## Given request
Find every line with "React" in it, then report how many there are and nothing more.

## Available records
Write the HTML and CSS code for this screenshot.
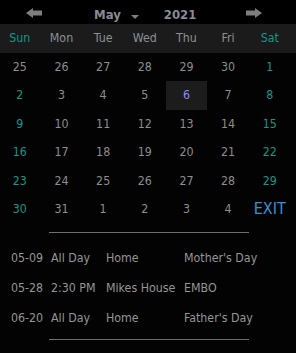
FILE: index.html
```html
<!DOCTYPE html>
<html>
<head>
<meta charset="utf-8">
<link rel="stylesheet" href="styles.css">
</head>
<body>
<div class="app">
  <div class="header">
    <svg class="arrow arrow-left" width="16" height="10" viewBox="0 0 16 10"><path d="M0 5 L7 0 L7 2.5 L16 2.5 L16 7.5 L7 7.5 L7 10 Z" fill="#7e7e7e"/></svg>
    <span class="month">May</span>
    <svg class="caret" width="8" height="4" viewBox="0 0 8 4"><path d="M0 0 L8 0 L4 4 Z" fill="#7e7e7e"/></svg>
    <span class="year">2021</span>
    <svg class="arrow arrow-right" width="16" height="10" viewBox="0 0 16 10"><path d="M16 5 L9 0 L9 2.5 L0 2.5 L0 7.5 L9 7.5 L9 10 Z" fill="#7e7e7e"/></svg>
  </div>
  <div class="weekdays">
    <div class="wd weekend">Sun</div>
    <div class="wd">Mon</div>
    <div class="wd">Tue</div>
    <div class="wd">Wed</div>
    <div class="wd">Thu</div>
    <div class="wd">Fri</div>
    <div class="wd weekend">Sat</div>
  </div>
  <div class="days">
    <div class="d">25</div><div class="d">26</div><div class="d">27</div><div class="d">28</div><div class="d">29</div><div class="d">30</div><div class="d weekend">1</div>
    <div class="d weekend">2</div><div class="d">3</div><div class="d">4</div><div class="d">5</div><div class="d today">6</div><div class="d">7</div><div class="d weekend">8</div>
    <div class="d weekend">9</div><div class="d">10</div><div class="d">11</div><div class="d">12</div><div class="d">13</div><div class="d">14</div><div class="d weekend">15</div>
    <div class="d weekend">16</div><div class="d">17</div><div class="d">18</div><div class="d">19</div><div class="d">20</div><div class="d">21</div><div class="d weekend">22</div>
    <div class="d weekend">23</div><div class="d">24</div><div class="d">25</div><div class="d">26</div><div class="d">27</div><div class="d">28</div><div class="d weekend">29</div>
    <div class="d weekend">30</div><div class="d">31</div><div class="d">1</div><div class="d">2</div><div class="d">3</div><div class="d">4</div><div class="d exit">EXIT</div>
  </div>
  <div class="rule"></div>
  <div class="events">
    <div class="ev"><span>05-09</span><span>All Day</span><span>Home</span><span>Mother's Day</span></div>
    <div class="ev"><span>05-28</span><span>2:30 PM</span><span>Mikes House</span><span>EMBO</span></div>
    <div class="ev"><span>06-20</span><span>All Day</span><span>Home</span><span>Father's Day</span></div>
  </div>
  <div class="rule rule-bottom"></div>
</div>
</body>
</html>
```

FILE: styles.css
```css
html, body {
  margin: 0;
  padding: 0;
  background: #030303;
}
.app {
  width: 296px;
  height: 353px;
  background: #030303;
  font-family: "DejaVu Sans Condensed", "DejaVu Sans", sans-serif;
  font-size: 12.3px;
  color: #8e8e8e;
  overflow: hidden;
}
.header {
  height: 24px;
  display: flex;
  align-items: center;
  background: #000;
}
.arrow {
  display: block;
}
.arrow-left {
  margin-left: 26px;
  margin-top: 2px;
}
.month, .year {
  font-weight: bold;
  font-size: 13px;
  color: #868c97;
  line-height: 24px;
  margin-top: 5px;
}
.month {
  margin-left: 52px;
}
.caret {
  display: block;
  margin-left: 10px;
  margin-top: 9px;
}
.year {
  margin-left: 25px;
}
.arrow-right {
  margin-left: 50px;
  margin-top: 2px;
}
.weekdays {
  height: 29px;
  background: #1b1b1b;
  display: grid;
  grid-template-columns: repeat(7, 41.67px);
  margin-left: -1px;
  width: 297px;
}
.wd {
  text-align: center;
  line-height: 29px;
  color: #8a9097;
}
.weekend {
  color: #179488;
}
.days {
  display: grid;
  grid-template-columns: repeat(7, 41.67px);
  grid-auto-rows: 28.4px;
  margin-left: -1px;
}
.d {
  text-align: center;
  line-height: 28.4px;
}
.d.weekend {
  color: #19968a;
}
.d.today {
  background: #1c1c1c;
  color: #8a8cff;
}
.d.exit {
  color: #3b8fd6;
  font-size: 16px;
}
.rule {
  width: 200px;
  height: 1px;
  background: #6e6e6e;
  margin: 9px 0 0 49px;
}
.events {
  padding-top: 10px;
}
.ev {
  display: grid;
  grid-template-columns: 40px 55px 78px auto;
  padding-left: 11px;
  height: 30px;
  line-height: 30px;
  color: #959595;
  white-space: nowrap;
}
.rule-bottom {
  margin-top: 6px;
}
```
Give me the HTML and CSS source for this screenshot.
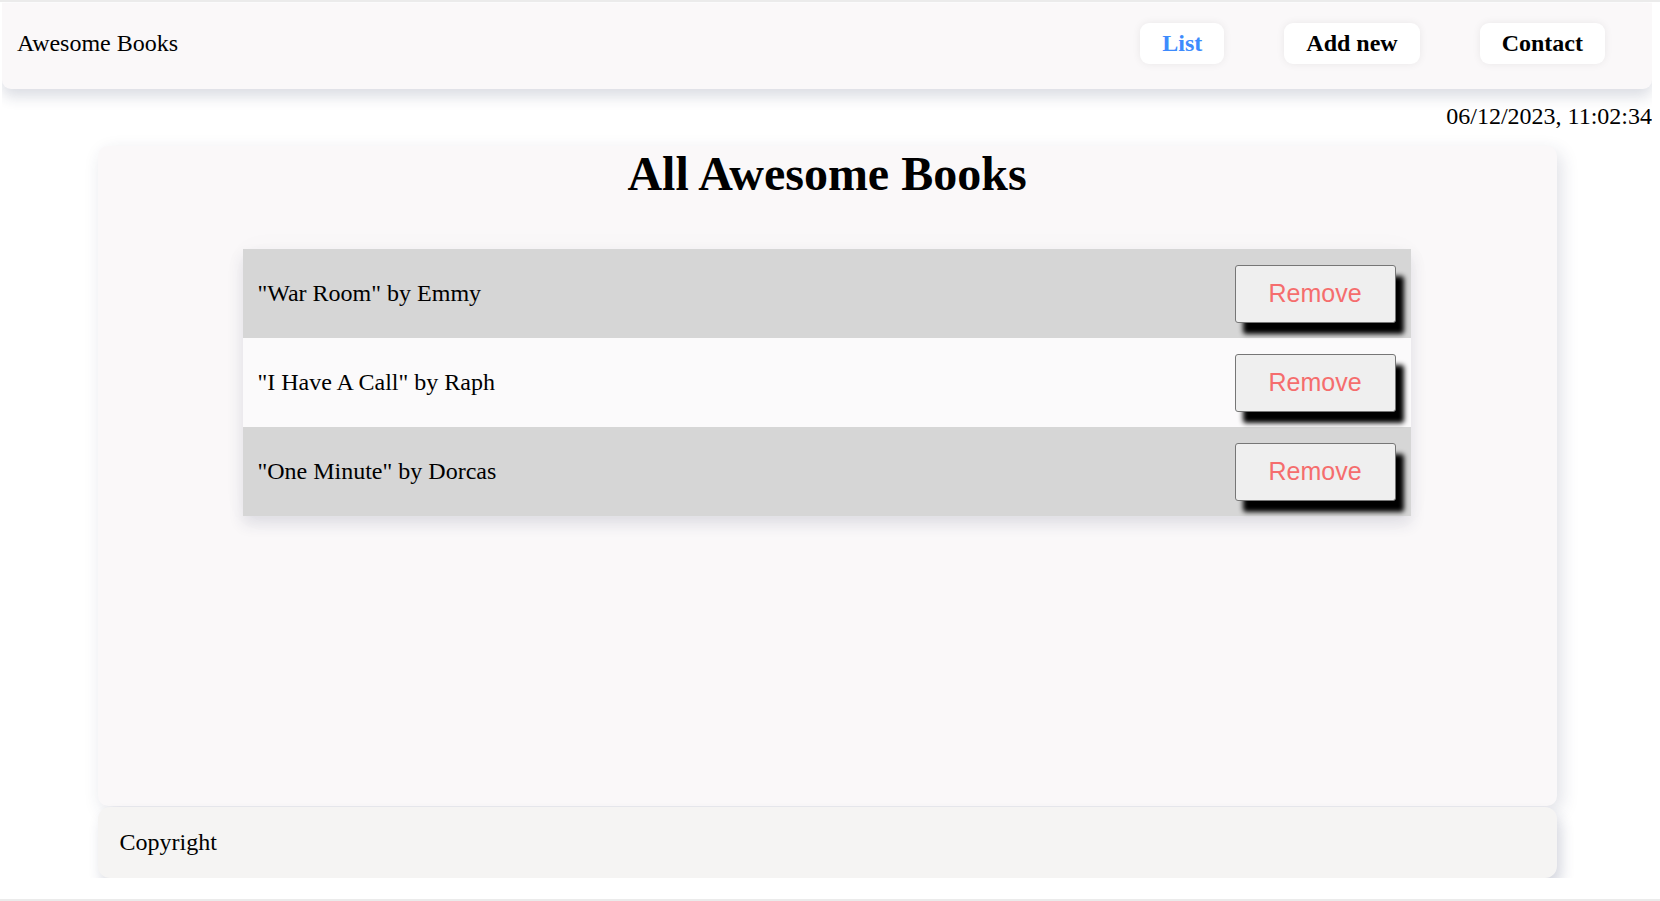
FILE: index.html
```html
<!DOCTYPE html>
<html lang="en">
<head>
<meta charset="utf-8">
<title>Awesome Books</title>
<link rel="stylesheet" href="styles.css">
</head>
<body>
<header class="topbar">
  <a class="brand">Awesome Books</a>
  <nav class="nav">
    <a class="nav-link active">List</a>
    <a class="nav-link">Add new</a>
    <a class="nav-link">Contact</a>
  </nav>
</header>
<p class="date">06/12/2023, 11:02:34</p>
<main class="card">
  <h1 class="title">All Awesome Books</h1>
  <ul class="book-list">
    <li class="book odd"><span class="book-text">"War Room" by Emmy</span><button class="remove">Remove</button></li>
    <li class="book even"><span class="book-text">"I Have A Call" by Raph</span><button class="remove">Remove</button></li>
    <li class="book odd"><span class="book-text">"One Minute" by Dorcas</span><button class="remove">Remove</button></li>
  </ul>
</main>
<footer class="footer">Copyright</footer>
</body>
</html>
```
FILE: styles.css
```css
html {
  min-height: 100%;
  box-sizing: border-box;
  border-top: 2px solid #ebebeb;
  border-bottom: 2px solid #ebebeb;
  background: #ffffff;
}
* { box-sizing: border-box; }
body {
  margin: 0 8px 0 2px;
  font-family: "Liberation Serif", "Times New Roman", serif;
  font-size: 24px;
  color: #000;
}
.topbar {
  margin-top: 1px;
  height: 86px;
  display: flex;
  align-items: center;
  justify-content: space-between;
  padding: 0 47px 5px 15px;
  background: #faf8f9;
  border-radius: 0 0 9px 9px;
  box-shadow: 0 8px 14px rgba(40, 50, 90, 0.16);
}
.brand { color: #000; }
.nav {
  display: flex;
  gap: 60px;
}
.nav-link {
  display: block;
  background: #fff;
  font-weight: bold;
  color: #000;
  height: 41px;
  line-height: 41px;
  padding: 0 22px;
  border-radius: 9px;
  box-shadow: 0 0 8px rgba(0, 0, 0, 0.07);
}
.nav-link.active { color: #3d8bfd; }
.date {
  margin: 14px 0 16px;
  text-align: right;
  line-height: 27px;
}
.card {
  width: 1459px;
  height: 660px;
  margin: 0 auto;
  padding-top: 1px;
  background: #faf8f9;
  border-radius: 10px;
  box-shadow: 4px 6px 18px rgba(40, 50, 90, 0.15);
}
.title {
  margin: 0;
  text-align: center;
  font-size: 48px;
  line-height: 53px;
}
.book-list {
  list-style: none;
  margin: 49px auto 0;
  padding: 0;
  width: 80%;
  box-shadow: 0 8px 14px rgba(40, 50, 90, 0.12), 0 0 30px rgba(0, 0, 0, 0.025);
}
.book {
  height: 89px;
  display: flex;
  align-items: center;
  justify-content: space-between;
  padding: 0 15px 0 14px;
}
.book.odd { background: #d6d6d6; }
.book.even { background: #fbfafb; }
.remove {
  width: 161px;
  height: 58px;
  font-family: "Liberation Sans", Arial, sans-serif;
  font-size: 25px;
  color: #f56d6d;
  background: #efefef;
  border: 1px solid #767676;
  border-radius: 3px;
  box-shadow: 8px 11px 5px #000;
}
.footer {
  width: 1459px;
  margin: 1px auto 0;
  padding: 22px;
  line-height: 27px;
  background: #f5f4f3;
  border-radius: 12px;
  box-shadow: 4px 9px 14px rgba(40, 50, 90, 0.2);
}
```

---

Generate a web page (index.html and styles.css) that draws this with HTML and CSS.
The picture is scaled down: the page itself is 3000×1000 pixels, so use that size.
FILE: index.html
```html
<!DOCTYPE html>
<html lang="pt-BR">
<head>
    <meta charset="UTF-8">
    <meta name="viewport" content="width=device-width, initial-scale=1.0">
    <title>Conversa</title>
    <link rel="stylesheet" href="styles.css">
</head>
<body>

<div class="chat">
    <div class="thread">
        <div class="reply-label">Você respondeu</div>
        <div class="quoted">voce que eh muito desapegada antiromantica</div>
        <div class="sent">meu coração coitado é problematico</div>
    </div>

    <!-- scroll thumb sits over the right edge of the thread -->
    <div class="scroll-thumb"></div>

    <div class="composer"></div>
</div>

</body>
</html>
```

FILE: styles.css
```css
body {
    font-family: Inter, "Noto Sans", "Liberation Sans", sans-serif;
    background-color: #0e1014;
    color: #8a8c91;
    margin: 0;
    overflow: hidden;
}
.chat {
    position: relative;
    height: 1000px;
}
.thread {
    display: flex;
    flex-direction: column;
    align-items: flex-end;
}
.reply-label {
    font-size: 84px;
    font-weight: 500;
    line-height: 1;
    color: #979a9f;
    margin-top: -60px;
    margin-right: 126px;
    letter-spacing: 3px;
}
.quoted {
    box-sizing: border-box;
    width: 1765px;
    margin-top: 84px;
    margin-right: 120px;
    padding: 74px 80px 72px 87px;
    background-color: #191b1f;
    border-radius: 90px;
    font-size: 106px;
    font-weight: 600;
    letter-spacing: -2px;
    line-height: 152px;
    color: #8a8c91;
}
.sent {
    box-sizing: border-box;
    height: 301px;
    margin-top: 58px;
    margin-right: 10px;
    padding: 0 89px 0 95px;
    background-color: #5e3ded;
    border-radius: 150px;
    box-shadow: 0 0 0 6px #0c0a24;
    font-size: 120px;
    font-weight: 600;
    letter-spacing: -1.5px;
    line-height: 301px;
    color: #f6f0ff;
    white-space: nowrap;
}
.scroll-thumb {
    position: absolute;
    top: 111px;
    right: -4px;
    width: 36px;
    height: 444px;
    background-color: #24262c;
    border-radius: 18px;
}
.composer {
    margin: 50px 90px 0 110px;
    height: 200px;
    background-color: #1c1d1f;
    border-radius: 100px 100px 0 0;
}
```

--

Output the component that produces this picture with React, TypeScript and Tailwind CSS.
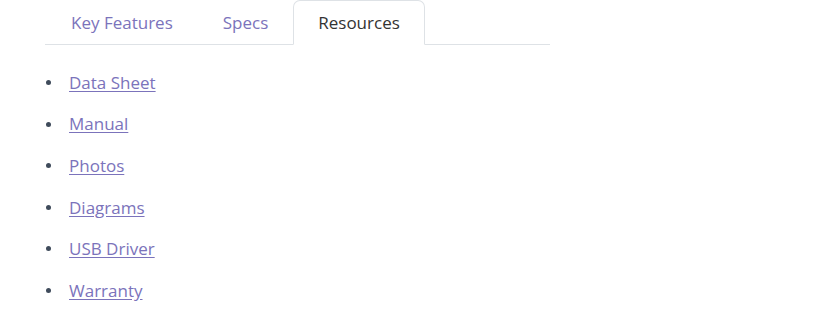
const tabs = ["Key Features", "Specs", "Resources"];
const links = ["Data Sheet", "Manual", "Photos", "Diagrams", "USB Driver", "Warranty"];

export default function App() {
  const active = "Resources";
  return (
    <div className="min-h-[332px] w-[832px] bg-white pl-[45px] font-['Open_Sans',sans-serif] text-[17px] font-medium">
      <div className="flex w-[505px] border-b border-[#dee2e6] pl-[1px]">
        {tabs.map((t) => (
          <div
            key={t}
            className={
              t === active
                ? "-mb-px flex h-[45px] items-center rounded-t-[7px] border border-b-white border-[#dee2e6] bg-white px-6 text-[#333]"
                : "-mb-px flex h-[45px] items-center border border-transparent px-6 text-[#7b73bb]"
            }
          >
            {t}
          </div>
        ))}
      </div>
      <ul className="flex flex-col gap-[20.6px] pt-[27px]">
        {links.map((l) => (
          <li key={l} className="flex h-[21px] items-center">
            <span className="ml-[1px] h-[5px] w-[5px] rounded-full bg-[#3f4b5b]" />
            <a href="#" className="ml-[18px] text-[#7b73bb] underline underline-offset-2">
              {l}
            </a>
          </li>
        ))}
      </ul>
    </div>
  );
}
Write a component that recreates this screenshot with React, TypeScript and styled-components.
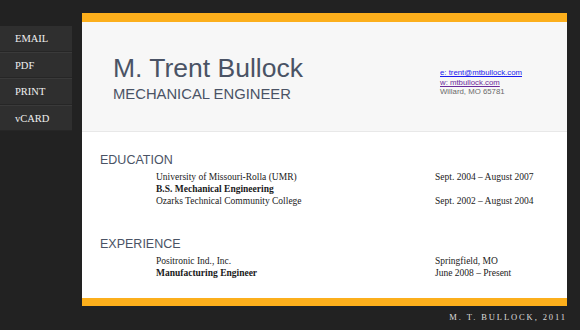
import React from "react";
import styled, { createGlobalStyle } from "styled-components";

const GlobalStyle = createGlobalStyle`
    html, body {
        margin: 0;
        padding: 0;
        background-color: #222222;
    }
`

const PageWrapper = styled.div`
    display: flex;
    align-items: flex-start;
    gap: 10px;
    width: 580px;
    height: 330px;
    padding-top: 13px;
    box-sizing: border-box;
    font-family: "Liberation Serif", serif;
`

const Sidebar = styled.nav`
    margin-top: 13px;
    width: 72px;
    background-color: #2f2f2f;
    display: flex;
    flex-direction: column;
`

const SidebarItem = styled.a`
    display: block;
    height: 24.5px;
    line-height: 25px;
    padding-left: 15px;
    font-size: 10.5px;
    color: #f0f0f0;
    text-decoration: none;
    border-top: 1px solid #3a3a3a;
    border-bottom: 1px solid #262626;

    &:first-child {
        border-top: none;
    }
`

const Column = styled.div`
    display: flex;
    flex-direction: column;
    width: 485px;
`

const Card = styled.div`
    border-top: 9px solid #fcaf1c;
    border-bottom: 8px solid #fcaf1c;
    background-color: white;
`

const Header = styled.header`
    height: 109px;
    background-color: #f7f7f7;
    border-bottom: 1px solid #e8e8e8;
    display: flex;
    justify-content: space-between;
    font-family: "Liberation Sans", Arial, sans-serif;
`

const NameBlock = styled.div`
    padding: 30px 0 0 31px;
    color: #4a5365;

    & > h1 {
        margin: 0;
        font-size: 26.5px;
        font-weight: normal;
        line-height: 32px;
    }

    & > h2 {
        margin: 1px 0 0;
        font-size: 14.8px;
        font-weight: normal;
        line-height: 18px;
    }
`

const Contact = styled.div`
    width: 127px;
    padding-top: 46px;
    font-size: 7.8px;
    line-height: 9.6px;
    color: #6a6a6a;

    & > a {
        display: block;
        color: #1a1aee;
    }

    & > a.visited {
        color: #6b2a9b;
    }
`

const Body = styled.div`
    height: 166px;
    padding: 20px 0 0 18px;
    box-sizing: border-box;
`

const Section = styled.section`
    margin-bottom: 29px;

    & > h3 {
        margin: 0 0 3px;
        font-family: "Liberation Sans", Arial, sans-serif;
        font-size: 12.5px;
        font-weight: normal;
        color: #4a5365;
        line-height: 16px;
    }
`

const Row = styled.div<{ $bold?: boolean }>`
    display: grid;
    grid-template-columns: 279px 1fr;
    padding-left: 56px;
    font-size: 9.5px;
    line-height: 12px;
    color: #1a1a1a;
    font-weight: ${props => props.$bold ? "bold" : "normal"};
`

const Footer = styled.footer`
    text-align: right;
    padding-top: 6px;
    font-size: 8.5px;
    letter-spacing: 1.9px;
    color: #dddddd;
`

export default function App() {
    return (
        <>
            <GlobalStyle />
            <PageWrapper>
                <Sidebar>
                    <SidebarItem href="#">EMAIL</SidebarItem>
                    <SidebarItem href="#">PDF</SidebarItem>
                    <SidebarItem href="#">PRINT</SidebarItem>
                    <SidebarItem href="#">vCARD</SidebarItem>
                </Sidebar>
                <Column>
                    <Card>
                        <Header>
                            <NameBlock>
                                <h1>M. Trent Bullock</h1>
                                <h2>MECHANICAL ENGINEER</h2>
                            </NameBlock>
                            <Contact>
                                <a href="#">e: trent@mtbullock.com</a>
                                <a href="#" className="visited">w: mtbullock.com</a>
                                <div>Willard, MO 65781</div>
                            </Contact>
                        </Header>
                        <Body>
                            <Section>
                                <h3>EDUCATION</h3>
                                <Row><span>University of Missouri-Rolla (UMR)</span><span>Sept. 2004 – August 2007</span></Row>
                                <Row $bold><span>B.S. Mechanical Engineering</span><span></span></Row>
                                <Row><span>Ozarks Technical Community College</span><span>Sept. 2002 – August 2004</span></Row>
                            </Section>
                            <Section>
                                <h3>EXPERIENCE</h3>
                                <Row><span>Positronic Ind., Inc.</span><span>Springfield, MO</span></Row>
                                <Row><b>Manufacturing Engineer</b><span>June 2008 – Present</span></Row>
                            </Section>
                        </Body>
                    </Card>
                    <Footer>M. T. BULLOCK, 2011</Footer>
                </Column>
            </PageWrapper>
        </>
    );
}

## Solution to this task
3